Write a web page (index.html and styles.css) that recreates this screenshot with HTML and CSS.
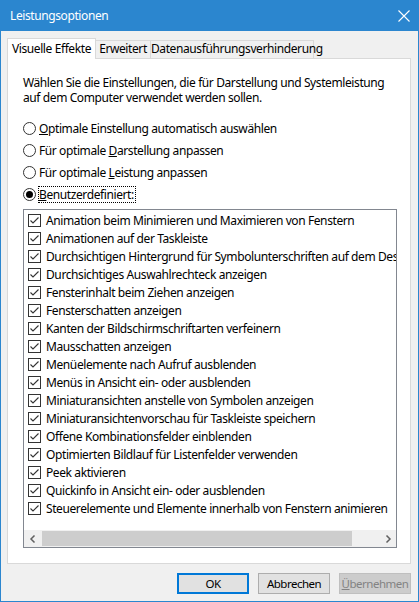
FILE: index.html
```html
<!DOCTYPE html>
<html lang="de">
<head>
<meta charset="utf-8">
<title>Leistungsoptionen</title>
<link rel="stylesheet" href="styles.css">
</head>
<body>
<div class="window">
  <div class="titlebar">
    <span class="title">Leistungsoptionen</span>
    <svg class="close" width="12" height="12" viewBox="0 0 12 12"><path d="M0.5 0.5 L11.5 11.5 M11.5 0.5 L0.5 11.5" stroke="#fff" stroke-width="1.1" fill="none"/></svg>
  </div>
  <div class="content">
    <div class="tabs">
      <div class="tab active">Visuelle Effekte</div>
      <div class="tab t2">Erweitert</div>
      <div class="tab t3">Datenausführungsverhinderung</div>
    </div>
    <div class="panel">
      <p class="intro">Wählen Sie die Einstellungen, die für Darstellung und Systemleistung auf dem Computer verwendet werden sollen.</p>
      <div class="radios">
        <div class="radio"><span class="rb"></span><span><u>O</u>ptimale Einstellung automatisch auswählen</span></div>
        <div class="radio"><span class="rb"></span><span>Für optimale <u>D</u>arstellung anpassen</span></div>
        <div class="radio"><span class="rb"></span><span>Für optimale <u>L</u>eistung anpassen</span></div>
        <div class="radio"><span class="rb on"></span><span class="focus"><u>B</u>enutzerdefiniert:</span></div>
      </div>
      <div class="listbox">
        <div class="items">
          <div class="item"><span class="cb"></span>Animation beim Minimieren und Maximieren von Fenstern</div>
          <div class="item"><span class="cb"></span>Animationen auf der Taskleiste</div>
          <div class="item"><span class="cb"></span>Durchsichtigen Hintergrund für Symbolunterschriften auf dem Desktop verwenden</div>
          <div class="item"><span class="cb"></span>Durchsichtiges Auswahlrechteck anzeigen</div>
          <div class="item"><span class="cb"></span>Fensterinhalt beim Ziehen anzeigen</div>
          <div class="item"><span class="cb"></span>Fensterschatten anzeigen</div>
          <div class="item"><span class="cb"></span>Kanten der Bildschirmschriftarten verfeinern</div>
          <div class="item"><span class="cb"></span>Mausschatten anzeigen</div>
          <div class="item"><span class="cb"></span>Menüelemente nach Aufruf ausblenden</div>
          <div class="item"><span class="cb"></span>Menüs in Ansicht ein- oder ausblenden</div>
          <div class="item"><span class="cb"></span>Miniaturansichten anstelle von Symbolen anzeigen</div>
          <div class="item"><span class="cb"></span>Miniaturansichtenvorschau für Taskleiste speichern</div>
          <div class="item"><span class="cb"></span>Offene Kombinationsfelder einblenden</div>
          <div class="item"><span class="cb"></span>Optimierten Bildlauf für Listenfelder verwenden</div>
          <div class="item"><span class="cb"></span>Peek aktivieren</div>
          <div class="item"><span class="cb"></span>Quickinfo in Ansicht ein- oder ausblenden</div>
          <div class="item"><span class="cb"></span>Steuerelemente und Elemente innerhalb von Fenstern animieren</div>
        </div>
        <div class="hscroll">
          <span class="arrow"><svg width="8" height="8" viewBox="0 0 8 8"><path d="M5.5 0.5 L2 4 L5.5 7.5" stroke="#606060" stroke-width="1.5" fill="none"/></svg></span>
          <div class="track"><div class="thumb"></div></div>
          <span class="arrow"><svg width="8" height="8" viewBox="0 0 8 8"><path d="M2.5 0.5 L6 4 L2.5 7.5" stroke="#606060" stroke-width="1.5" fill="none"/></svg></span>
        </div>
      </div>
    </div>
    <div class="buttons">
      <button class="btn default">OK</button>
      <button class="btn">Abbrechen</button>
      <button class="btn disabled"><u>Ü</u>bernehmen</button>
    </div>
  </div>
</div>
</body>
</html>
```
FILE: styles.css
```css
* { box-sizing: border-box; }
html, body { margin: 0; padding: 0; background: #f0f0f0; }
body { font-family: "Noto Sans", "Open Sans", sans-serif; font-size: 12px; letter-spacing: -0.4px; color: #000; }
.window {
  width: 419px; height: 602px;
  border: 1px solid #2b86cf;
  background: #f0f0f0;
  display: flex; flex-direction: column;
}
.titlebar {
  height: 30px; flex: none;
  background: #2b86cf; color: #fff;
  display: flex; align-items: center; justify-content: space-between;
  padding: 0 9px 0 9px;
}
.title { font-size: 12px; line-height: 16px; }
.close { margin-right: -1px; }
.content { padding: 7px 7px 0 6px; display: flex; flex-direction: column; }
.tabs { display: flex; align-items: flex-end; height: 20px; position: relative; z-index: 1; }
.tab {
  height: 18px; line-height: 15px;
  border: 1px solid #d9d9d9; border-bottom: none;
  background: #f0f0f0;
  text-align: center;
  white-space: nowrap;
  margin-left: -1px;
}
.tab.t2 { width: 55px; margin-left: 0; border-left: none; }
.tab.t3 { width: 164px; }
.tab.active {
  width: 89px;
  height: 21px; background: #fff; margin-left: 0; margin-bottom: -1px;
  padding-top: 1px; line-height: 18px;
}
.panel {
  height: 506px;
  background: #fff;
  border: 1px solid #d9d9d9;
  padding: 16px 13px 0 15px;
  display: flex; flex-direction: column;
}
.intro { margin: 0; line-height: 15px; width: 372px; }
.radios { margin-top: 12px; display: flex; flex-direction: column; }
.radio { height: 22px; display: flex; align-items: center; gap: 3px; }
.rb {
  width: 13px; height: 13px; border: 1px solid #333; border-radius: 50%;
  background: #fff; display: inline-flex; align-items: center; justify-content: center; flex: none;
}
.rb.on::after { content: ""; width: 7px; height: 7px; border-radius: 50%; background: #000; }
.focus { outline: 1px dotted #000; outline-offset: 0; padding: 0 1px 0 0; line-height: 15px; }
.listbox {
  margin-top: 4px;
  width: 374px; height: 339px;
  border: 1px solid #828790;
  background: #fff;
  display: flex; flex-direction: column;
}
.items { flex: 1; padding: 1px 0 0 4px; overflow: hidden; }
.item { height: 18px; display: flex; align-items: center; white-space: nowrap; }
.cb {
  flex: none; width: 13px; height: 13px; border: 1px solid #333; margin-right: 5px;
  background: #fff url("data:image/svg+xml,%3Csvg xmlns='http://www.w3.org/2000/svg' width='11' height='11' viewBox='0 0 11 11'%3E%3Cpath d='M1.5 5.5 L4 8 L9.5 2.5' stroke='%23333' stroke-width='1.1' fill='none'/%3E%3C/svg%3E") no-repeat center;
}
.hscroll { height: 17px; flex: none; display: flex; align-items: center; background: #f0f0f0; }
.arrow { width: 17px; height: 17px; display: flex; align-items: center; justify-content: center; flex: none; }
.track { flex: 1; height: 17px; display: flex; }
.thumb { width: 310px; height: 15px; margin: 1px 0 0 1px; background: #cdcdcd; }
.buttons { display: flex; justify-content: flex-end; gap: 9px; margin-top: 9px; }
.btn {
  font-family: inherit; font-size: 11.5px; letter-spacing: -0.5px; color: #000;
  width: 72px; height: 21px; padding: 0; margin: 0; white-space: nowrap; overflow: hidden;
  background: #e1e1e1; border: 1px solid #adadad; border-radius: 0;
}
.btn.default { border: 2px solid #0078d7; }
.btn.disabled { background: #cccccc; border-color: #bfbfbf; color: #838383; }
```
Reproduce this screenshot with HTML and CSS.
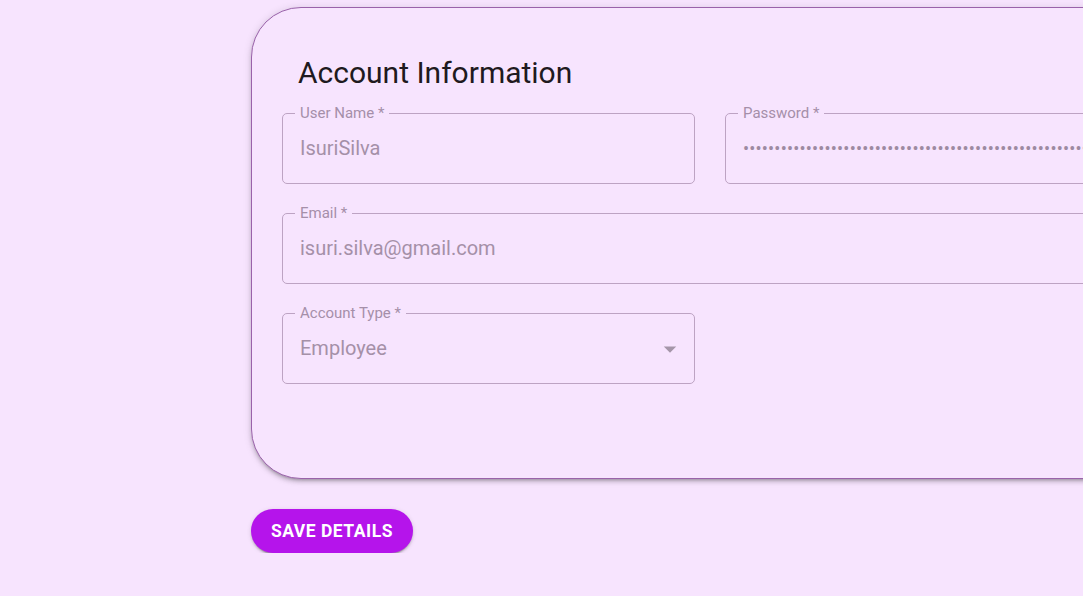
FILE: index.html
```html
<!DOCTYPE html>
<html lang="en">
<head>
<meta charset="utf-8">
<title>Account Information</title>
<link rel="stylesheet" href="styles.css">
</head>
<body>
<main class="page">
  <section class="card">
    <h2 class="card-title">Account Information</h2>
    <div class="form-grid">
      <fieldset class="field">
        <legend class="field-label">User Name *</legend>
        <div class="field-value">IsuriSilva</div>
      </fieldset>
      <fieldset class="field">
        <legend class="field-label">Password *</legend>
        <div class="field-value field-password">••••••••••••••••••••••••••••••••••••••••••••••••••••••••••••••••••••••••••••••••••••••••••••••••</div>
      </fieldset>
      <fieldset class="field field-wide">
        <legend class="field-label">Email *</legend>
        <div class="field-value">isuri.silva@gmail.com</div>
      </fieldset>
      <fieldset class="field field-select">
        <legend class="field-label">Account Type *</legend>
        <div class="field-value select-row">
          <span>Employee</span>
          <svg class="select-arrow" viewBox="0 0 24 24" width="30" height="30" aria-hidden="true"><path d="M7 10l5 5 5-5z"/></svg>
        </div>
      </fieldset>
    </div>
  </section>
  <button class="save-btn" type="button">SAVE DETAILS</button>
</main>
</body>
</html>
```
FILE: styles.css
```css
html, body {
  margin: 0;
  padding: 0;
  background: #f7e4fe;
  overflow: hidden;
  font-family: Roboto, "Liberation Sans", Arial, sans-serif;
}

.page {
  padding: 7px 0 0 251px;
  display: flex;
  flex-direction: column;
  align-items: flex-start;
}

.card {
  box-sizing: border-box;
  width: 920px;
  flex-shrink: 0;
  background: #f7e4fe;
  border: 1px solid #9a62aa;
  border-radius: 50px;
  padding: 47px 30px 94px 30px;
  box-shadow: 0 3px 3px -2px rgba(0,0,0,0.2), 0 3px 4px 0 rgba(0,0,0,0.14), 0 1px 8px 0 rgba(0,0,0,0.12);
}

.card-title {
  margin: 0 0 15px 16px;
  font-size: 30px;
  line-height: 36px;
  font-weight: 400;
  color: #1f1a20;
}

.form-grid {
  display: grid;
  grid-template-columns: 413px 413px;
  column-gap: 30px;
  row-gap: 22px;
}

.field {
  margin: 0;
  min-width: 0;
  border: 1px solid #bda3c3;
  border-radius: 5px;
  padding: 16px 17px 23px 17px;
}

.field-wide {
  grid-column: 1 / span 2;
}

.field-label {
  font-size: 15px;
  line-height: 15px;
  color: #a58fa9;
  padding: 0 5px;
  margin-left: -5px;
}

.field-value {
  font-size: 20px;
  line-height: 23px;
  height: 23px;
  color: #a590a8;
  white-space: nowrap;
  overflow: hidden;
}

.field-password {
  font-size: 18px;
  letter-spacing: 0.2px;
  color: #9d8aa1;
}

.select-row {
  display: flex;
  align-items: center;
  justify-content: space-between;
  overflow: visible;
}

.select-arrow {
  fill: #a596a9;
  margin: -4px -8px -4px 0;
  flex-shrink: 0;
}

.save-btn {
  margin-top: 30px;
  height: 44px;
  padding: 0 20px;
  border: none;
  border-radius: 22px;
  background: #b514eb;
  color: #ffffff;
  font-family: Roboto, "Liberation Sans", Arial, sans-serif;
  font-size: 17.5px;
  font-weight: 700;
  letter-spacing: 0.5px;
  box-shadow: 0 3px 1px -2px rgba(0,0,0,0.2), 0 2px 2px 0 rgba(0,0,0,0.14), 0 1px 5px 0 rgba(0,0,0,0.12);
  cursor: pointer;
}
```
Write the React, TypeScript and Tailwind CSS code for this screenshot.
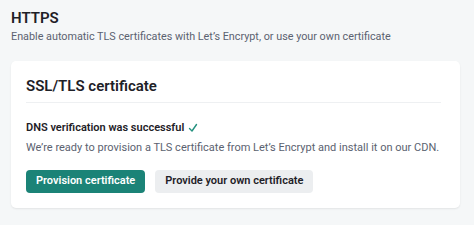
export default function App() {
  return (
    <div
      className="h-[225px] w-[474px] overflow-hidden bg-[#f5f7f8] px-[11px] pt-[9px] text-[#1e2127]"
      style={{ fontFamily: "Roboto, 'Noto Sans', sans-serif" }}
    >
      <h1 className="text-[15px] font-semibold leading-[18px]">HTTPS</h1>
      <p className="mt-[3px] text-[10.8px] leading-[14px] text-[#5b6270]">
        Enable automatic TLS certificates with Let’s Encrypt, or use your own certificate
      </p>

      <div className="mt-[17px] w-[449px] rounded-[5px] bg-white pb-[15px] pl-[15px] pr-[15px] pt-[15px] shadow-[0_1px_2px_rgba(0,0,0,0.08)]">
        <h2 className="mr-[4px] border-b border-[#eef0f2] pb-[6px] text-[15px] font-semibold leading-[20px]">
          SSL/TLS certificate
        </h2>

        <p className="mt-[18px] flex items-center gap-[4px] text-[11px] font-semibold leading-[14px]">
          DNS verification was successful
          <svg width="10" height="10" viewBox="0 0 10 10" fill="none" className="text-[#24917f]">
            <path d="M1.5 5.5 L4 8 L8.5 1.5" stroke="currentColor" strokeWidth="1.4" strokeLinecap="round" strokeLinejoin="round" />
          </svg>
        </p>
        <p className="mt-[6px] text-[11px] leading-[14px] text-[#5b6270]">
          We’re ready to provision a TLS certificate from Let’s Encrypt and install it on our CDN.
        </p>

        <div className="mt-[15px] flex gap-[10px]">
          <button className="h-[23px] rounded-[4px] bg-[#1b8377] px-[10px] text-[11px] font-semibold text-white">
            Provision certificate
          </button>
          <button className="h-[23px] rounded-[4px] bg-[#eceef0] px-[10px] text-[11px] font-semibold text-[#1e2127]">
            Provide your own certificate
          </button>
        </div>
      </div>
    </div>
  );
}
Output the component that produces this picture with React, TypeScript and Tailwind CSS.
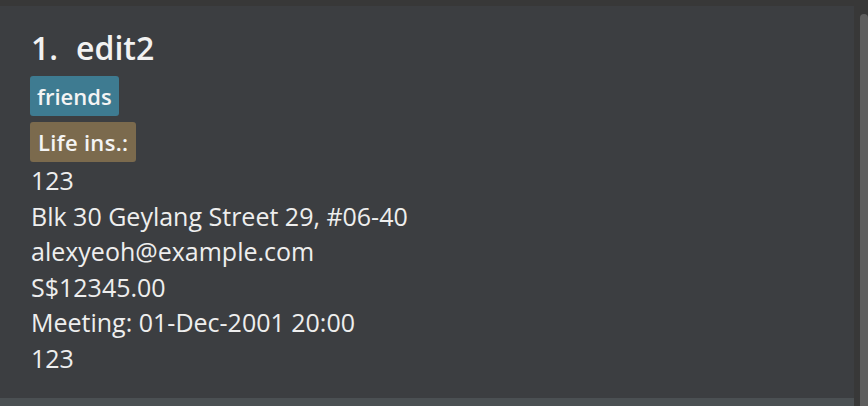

★ ★ ★ ★

What this task involves:
Collect, from the material above, every line containing the word "page".

Answer to the exercise:
Write a web page (index.html and styles.css) that recreates this screenshot with HTML and CSS.
<main class="page">
.page {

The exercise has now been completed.